(Dataset excerpt)
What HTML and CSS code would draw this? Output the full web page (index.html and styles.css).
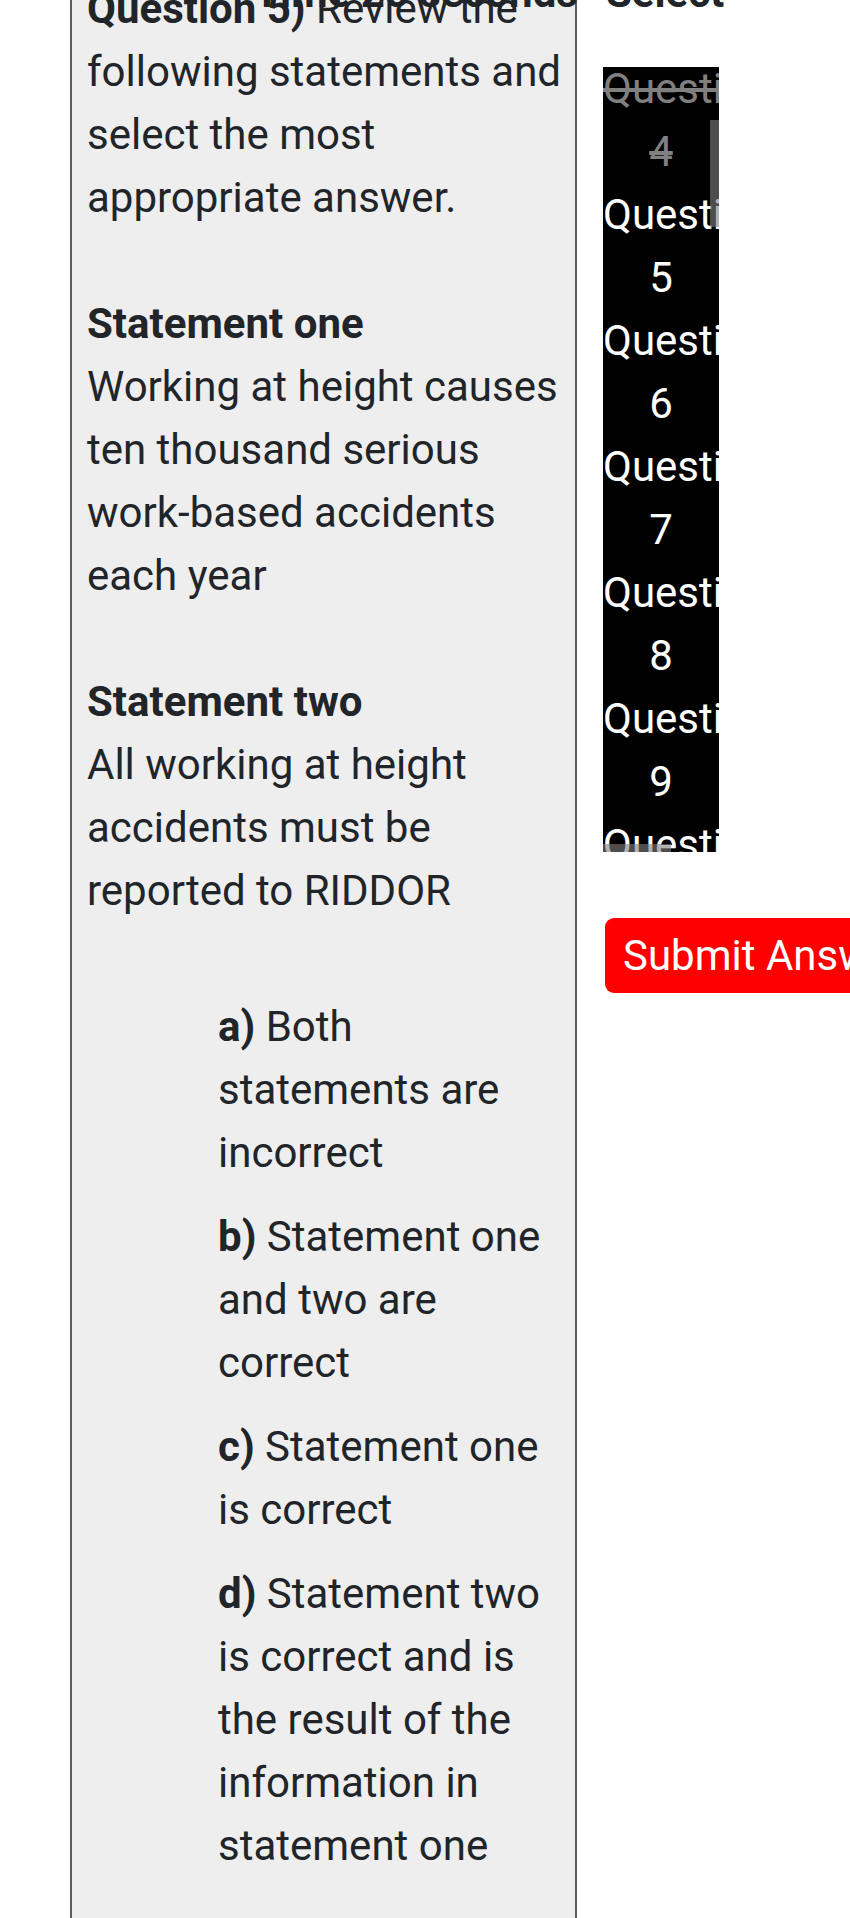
FILE: index.html
```html
<!DOCTYPE html>
<html lang="en">
<head>
<meta charset="utf-8">
<title>Quiz</title>
<link rel="stylesheet" href="styles.css">
</head>
<body>
<div class="timer">Time 25 seconds<span class="select">Select</span></div>
<div class="page">
  <section class="panel">
    <p class="para"><b>Question 5)</b> Review the following statements and select the most appropriate answer.</p>
    <p class="para"><b>Statement one</b><br>Working at height causes ten thousand serious work-based accidents each year</p>
    <p class="para last"><b>Statement two</b><br>All working at height accidents must be reported to RIDDOR</p>
    <ul class="options">
      <li class="option"><b>a)</b> Both statements are incorrect</li>
      <li class="option"><b>b)</b> Statement one and two are correct</li>
      <li class="option"><b>c)</b> Statement one is correct</li>
      <li class="option"><b>d)</b> Statement two is correct and is the result of the information in statement one</li>
    </ul>
  </section>
  <aside class="side">
    <div class="navwrap">
      <div class="nav">
        <div class="navlist">
          <div class="navitem done">Question 4</div>
          <div class="navitem">Question 5</div>
          <div class="navitem">Question 6</div>
          <div class="navitem">Question 7</div>
          <div class="navitem">Question 8</div>
          <div class="navitem">Question 9</div>
          <div class="navitem">Question 10</div>
        </div>
      </div>
      <div class="thumb-v"></div>
      <div class="thumb-h"></div>
    </div>
    <button class="submit">Submit Answer</button>
  </aside>
</div>
</body>
</html>
```
FILE: styles.css
```css
html, body {
  margin: 0;
  padding: 0;
  background: #ffffff;
}
body {
  font-family: Roboto, "Liberation Sans", Arial, sans-serif;
  font-size: 42px;
  line-height: 63px;
  color: #212529;
  overflow: hidden;
  width: 850px;
  height: 1918px;
  position: relative;
}
.timer {
  position: absolute;
  top: -39px;
  left: 254px;
  font-weight: 700;
  white-space: nowrap;
  z-index: 2;
  color: #212529;
}
.select {
  margin-left: 28px;
}
.page {
  display: flex;
  align-items: flex-start;
  margin-top: -40px;
  width: 850px;
  overflow: hidden;
}
.panel {
  box-sizing: border-box;
  flex: 0 0 507px;
  margin-left: 70px;
  background: #eeeeef;
  border-left: 2px solid #5c5c5c;
  border-right: 2px solid #5c5c5c;
  padding: 17px 6px 120px 15px;
}
.para {
  margin: 0 0 63px 0;
}
.para.last {
  margin-bottom: 0;
}
.options {
  list-style: none;
  margin: 73px 9px 0 131px;
  padding: 0;
}
.option {
  margin: 0 0 21px 0;
}
.side {
  flex: 0 0 auto;
  margin-left: 26px;
  padding-top: 107px;
  display: flex;
  flex-direction: column;
  align-items: flex-start;
}
.navwrap {
  position: relative;
  width: 116px;
  height: 785px;
}
.nav {
  width: 116px;
  height: 785px;
  background: #000000;
  overflow: hidden;
}
.navlist {
  margin-top: -10px;
}
.navitem {
  color: #ffffff;
  text-align: center;
}
.navitem.done {
  color: #808080;
  text-decoration: line-through;
}
.thumb-v {
  position: absolute;
  right: 0;
  top: 53px;
  width: 9px;
  height: 107px;
  background: rgba(128, 128, 128, 0.6);
}
.thumb-h {
  position: absolute;
  left: 0;
  bottom: 0;
  width: 68px;
  height: 8px;
  background: rgba(128, 128, 128, 0.6);
}
.submit {
  margin-top: 66px;
  margin-left: 2px;
  font-family: Roboto, "Liberation Sans", Arial, sans-serif;
  font-size: 42px;
  line-height: 63px;
  color: #ffffff;
  background: #ff0000;
  border: none;
  border-radius: 9px;
  padding: 6px 18px;
  white-space: nowrap;
  text-align: left;
}
```
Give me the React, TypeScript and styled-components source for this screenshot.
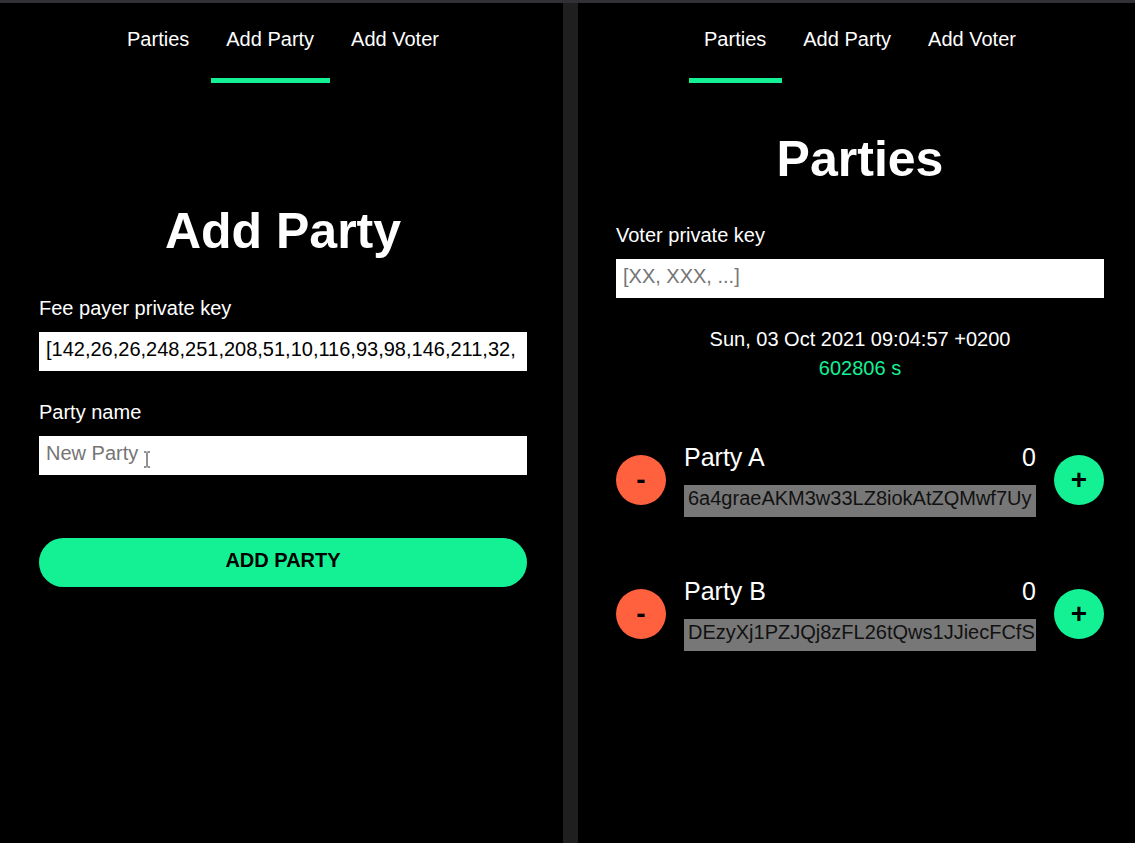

What this task involves: Leave the pictures out and write out every entry exactly as given.

Correct answer:
What HTML and CSS code would draw this? Output the full web page (index.html and styles.css).
FILE: index.html
```html
<!DOCTYPE html>
<html lang="en">
<head>
<meta charset="utf-8">
<title>Quiz</title>
<link rel="stylesheet" href="styles.css">
</head>
<body>
<div class="timer">Time 25 seconds<span class="select">Select</span></div>
<div class="page">
  <section class="panel">
    <p class="para"><b>Question 5)</b> Review the following statements and select the most appropriate answer.</p>
    <p class="para"><b>Statement one</b><br>Working at height causes ten thousand serious work-based accidents each year</p>
    <p class="para last"><b>Statement two</b><br>All working at height accidents must be reported to RIDDOR</p>
    <ul class="options">
      <li class="option"><b>a)</b> Both statements are incorrect</li>
      <li class="option"><b>b)</b> Statement one and two are correct</li>
      <li class="option"><b>c)</b> Statement one is correct</li>
      <li class="option"><b>d)</b> Statement two is correct and is the result of the information in statement one</li>
    </ul>
  </section>
  <aside class="side">
    <div class="navwrap">
      <div class="nav">
        <div class="navlist">
          <div class="navitem done">Question 4</div>
          <div class="navitem">Question 5</div>
          <div class="navitem">Question 6</div>
          <div class="navitem">Question 7</div>
          <div class="navitem">Question 8</div>
          <div class="navitem">Question 9</div>
          <div class="navitem">Question 10</div>
        </div>
      </div>
      <div class="thumb-v"></div>
      <div class="thumb-h"></div>
    </div>
    <button class="submit">Submit Answer</button>
  </aside>
</div>
</body>
</html>
```
FILE: styles.css
```css
html, body {
  margin: 0;
  padding: 0;
  background: #ffffff;
}
body {
  font-family: Roboto, "Liberation Sans", Arial, sans-serif;
  font-size: 42px;
  line-height: 63px;
  color: #212529;
  overflow: hidden;
  width: 850px;
  height: 1918px;
  position: relative;
}
.timer {
  position: absolute;
  top: -39px;
  left: 254px;
  font-weight: 700;
  white-space: nowrap;
  z-index: 2;
  color: #212529;
}
.select {
  margin-left: 28px;
}
.page {
  display: flex;
  align-items: flex-start;
  margin-top: -40px;
  width: 850px;
  overflow: hidden;
}
.panel {
  box-sizing: border-box;
  flex: 0 0 507px;
  margin-left: 70px;
  background: #eeeeef;
  border-left: 2px solid #5c5c5c;
  border-right: 2px solid #5c5c5c;
  padding: 17px 6px 120px 15px;
}
.para {
  margin: 0 0 63px 0;
}
.para.last {
  margin-bottom: 0;
}
.options {
  list-style: none;
  margin: 73px 9px 0 131px;
  padding: 0;
}
.option {
  margin: 0 0 21px 0;
}
.side {
  flex: 0 0 auto;
  margin-left: 26px;
  padding-top: 107px;
  display: flex;
  flex-direction: column;
  align-items: flex-start;
}
.navwrap {
  position: relative;
  width: 116px;
  height: 785px;
}
.nav {
  width: 116px;
  height: 785px;
  background: #000000;
  overflow: hidden;
}
.navlist {
  margin-top: -10px;
}
.navitem {
  color: #ffffff;
  text-align: center;
}
.navitem.done {
  color: #808080;
  text-decoration: line-through;
}
.thumb-v {
  position: absolute;
  right: 0;
  top: 53px;
  width: 9px;
  height: 107px;
  background: rgba(128, 128, 128, 0.6);
}
.thumb-h {
  position: absolute;
  left: 0;
  bottom: 0;
  width: 68px;
  height: 8px;
  background: rgba(128, 128, 128, 0.6);
}
.submit {
  margin-top: 66px;
  margin-left: 2px;
  font-family: Roboto, "Liberation Sans", Arial, sans-serif;
  font-size: 42px;
  line-height: 63px;
  color: #ffffff;
  background: #ff0000;
  border: none;
  border-radius: 9px;
  padding: 6px 18px;
  white-space: nowrap;
  text-align: left;
}
```
Give me the React, TypeScript and styled-components source for this screenshot.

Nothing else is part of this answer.